Exercise: the key to improving crew welfare in 2023?
Personal trainers, gyms and fitness routines: how working out has a positive impact on seafarer’s wellbeing…
For most of us, January is the month we take a long hard look at ourselves and decide what we need to improve on to achieve a more productive year than the one before. In the superyacht industry, areas that warrant scrutiny include crew conditions and welfare. The restrictive and high-pressured environment that seafarers are confined to whilst working can take a significant toll on both their physical health and mental wellbeing. However, incorporating regular exercise during a busy season or long yard period can improve fitness, while alleviating stress and tension.
Having worked on board a 100m-plus motoryacht for three years as a personal trainer to guests and crew, Tom Jones, co-founder of Salt Lick Fitness, has seen first-hand the difference that exercise can make to crew wellbeing and morale. “Crew need something to focus on that isn’t just the boat so that they can mentally switch off for a while and take some time for themselves,” he explains.
The benefits of exercise for crew were particularly evident to Tom whenever the yacht was in a yard period or on the dock. As he recalls; “We would organise group workouts on the dock twice a week, which became so important for the crew’s mental wellbeing. Working out with the rest of the crew also meant new friendships were formed and the sense of community on board was strengthened. It became something everyone looked forward to and people’s attitudes at work were much improved.”
Image credit: Ian Armstrong.
Gym Marine Yachts and Interiors has been designing superyacht gyms for nearly 10 years, during which time the company has completed around 100 dedicated crew gyms. Managing Partner Ed Thomas finds working on crew gyms extremely rewarding, since they are used day in, day out, and are really valued by the crew.
“When you’re living in your work environment, you are on duty all day, every day; you can’t even eat a meal without your boss being there,” Ed comments. “As an ex-crewmember, I’ve experienced how a well-designed crew gym acts as a sacred space where crew can go to escape from the institution of the boat, be independent and establish a sense of routine that is on their own terms.”
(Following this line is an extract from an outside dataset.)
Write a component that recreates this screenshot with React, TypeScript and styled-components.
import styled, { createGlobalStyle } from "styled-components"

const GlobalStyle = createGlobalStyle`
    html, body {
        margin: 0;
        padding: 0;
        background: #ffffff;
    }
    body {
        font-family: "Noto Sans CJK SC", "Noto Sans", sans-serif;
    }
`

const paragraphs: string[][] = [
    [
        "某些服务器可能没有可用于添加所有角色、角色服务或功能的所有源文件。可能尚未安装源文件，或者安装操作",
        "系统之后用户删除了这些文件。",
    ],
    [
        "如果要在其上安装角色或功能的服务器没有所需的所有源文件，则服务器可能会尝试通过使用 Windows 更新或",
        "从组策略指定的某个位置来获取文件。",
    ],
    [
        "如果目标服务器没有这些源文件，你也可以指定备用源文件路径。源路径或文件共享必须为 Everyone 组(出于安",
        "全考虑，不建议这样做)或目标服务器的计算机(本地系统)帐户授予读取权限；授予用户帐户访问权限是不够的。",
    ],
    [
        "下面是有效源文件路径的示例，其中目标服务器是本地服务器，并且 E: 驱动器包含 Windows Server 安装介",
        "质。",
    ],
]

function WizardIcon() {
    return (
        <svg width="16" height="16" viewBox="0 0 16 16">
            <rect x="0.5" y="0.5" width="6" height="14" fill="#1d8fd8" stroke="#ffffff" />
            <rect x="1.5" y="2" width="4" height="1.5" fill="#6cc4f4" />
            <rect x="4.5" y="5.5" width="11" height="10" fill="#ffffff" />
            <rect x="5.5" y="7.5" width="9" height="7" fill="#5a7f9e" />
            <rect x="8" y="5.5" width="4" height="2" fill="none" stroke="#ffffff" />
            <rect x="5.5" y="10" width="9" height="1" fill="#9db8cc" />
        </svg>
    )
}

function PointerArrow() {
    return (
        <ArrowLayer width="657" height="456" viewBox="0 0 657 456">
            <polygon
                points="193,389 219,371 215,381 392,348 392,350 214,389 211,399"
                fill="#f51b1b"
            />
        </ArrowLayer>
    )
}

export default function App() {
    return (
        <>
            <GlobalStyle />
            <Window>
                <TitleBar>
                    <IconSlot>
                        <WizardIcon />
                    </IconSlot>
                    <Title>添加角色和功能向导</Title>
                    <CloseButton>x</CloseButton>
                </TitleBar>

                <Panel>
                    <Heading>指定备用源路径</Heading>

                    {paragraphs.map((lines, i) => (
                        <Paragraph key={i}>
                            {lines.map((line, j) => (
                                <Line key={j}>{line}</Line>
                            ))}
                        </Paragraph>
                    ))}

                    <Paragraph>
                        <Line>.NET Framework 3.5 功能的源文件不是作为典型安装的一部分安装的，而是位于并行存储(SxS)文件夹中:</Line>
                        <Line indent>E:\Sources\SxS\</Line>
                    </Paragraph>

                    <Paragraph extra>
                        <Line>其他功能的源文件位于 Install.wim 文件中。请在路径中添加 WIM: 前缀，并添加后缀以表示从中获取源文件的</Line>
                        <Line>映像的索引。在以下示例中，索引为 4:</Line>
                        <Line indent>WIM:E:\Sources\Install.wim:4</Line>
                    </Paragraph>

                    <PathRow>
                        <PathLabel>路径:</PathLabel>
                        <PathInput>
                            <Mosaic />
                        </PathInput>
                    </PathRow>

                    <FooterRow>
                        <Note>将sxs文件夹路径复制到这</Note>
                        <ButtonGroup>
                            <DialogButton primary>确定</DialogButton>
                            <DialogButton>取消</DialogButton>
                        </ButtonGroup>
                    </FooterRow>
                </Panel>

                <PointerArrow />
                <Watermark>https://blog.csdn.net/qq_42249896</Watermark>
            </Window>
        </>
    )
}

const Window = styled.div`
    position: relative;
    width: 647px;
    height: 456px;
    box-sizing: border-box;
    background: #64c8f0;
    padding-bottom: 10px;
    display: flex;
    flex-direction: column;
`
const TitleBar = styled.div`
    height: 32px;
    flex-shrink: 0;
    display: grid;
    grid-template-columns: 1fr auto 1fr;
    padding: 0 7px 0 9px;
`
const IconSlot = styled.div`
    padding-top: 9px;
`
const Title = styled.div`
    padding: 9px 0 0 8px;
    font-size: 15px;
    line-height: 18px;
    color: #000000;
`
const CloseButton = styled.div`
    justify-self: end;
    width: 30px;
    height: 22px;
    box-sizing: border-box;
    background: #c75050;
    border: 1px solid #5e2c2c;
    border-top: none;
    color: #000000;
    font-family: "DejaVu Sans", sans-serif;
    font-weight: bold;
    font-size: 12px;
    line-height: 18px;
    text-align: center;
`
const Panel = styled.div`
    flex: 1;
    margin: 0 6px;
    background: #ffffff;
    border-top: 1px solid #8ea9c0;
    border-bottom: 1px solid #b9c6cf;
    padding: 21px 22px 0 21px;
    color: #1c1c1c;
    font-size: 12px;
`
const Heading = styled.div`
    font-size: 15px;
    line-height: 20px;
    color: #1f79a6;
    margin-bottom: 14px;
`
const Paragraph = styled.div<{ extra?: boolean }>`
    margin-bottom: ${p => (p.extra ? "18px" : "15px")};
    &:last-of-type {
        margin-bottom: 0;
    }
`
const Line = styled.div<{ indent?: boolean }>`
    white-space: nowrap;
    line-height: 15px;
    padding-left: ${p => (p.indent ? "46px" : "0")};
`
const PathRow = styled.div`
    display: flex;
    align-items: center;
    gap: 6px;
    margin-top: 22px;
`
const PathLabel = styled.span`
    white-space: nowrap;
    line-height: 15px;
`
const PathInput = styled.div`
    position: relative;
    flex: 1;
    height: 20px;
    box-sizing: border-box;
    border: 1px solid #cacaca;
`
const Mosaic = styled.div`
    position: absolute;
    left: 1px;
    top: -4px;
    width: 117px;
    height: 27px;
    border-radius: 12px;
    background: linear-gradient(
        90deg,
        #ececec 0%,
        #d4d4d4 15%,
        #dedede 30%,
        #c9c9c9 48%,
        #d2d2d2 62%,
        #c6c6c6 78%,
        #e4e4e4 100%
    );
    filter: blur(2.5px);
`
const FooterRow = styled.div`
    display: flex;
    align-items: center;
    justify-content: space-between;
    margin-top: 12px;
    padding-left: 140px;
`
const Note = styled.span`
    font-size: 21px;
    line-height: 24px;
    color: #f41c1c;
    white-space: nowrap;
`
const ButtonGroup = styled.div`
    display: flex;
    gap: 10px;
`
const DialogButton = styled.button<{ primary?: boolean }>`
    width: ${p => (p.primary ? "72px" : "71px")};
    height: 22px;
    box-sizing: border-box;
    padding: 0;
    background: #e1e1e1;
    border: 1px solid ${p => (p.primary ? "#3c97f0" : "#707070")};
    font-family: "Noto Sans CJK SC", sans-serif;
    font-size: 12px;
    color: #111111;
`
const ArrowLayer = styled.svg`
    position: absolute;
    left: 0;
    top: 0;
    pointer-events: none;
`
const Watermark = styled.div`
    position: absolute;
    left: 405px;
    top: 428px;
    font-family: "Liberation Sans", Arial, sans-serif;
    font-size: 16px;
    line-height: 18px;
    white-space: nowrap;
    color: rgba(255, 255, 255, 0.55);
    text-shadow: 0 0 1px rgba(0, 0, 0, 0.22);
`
Cheryl McCann, strategic organiser at maritime union Nautilus International agrees; “It is very important for yachts to provide a gym or space for crew exercise, as exercise is one of the most important things crew can do for their welfare. Under the Maritime Labour Convention (MLC) 2006, guideline B3.1.11 states that consideration should be given to including exercise equipment on vessels – in the yacht sector, this would include commercial yachts and yachts under voluntary MLC compliance.”
Image credit: Ian Armstrong.
Despite this only being a guideline rather than a mandatory regulation, there is a rising trend of superyachts incorporating dedicated crew gyms as owners and managers recognise the positive impact exercise has on crew welfare, morale, and turnover. According to Gym Marine, most yachts over 50m will have some form of exercise capability for crew, ranging from some equipment stored in the bosun’s locker or lazarette on smaller yachts, to one or more large, dedicated crew gyms on most 100m-plus yachts. The 115m Ahpo, for example, has two crew gyms on board that Gym Marine designed and installed.
While crew gyms are more prevalent than ever, there are certain factors that are commonly overlooked that can impede the effectiveness of the space. As crew gyms are traditionally located on the lower deck, access for installing equipment, ceiling height and space is more restricted. Furthermore, the variety of crew that will be using a gym needs to be considered from the outset.
“As a gym designer, a crew gym is very much like a hotel gym in that it should be designed with a wide range of fitness interests in mind,” adds Ed. “Incorporating multi-functional equipment can offer a variety of exercises within a small footprint, and some floor space should be conserved for stretching or other floor exercises. Cardio equipment integrated with virtual training platforms or fitness apps also enables crew to follow personal training programmes.”
Image credit: Ian Armstrong.
Storage is always an issue on superyachts, so Gym Marine are often asked to find ways to cram in as many different accessories and increments of weights as possible into small spaces. Solutions include custom racking systems or integrating storage racks into pieces of multi-functional equipment, such as multi-gyms and half power racks, as well as custom equipment with reduced footprint and height.
Of course, not all crew are lucky enough to work on yachts with dedicated crew gyms on board, but this doesn’t mean their ability to exercise should be impeded – with the right equipment and motivation, some form of crew exercise space can be designed to fit around the workings of any boat. As Tom advises; “Smaller yachts with limited space should prioritise equipment that can be stored easily. Just by providing a few kettlebells, dumbbells, resistance bands, skipping ropes and yoga mats, crew will be able to find ways to exercise on board.”
It is a fantastic sign that new builds and refit projects are investing in the space, design, and equipment to enable crew to exercise. With a little creativity, it’s something every superyacht owner can offer the crew, and instilling a culture that both prioritises and encourages mental and physical health can only have positive results for crew wellbeing.